Setting Up the EEG Dev Environment
I needed a clean C++ development environment to start building the real-time EEG visualizer. The goal: acquire brain signals from the OpenBCI Cyton board, process them, and render scrolling waveforms on screen — all with minimal dependencies and no package manager bloat.
Here’s what I landed on and how it all fits together.
The stack
After evaluating several options, I settled on four libraries that cover acquisition, rendering, audio, and signal processing — all MIT/BSD/public-domain licensed with zero runtime dependencies beyond macOS system frameworks.
| Library | Purpose | Size | Notes |
|---|---|---|---|
| BrainFlow | EEG acquisition + DSP | ~5MB dylibs | Also handles filtering, FFT, and board abstraction |
| Sokol | GPU rendering (Metal) | 6 headers | Immediate-mode, header-only, perfect for waveforms |
| miniaudio | Audio I/O (CoreAudio) | 1 header | For future sonification work |
| KissFFT | FFT (real-to-complex) | ~20KB | Lightweight alternative to BrainFlow’s built-in FFT |
Currently, the environment runs on macOS ARM64 with Apple Clang 16 and CMake 4.2. I’m using Ninja for faster builds. I will soon test the same environment on Linux.
BrainFlow — built from source
Pre-built binaries exist on the BrainFlow GitHub releases, but building from source gives you the CMake config files that find_package() needs. It takes about two minutes.
git clone https://github.com/brainflow-dev/brainflow.git
cd brainflow && mkdir build && cd build
cmake -DCMAKE_INSTALL_PREFIX=~/dev/brainflow/installed \
-DCMAKE_BUILD_TYPE=Release -G Ninja ..
ninja && ninja installThe install produces libBoardController.dylib, libDataHandler.dylib, and the C++ headers (board_shim.h, data_filter.h, etc.) — everything needed to stream from the Cyton or run a synthetic board for testing.

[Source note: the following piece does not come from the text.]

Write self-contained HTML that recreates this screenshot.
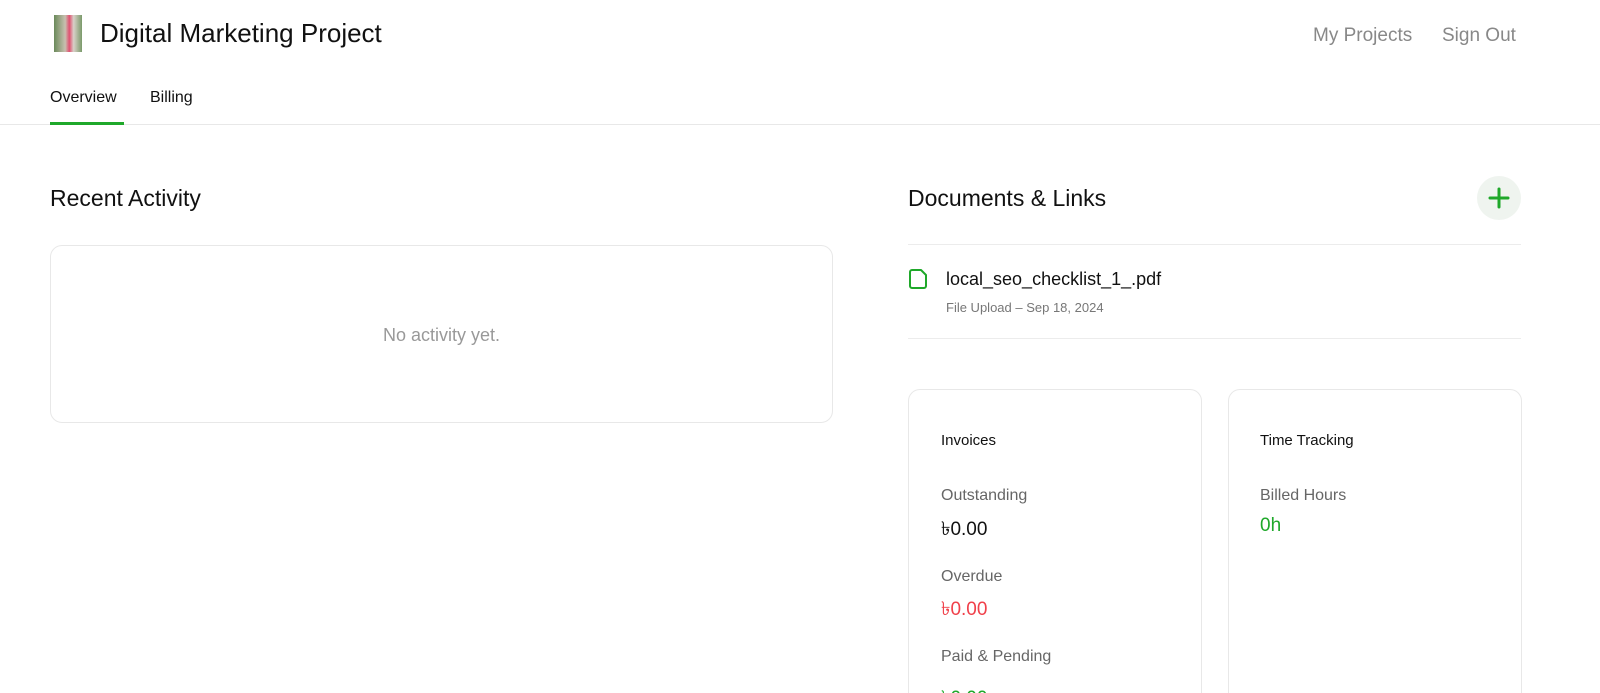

Sokol — header-only rendering
Sokol is a set of single-file headers for cross-platform graphics. On macOS it uses Metal as the backend. No build step — just copy the headers and create one implementation file compiled as Objective-C:
// sokol_impl.c — compiled once with -x objective-c
#define SOKOL_IMPL
#define SOKOL_METAL
#include "sokol_app.h"
#include "sokol_gfx.h"
#include "sokol_glue.h"
#include "sokol_log.h"
#include "sokol_time.h"
#include "sokol_gl.h"This gets linked against Metal, MetalKit, Cocoa, and QuartzCore frameworks.
miniaudio and KissFFT
Both follow the same pattern: single-header libraries with a small implementation file.
miniaudio auto-detects CoreAudio on macOS, so no extra linking is needed. KissFFT provides a clean real-to-complex FFT in about 500 lines of C — useful for custom spectral analysis beyond what BrainFlow’s DataFilter offers.
The build system
Everything ties together in a single CMakeLists.txt. Each library becomes a small static lib, and the main app links against all of them plus BrainFlow’s dynamic libraries. A single ninja command builds everything from scratch.
The project tree looks like this:
eeg-viz/
├── CMakeLists.txt
├── lib/
│ ├── sokol/ ← 6 headers + sokol_impl.c
│ ├── miniaudio/ ← miniaudio.h + miniaudio_impl.c
│ └── kissfft/ ← kiss_fft.h/.c + kiss_fftr.h/.c
├── src/
│ └── main.cpp
└── build/First smoke test
For the initial test, I wrote a minimal app that streams from BrainFlow’s synthetic board (no hardware needed), buffers the last 1000 samples per channel into circular buffers, and draws 8 colored scrolling waveforms using Sokol’s immediate-mode GL layer.
It works. Eight channels of synthetic EEG data scrolling across a dark window at the board’s native sample rate. Switching to the real Cyton hardware later is a two-line change: set the board ID to CYTON_BOARD and point it at the serial port.
What’s next
The immediate next steps are adding Dear ImGui for UI controls (there’s a sokol_imgui.h bridge that makes this trivial), ImPlot for proper scrolling plots and heatmaps, and eventually ONNX Runtime for deploying trained models. But for now, the foundation is solid — clean C++17, no package managers, single build command.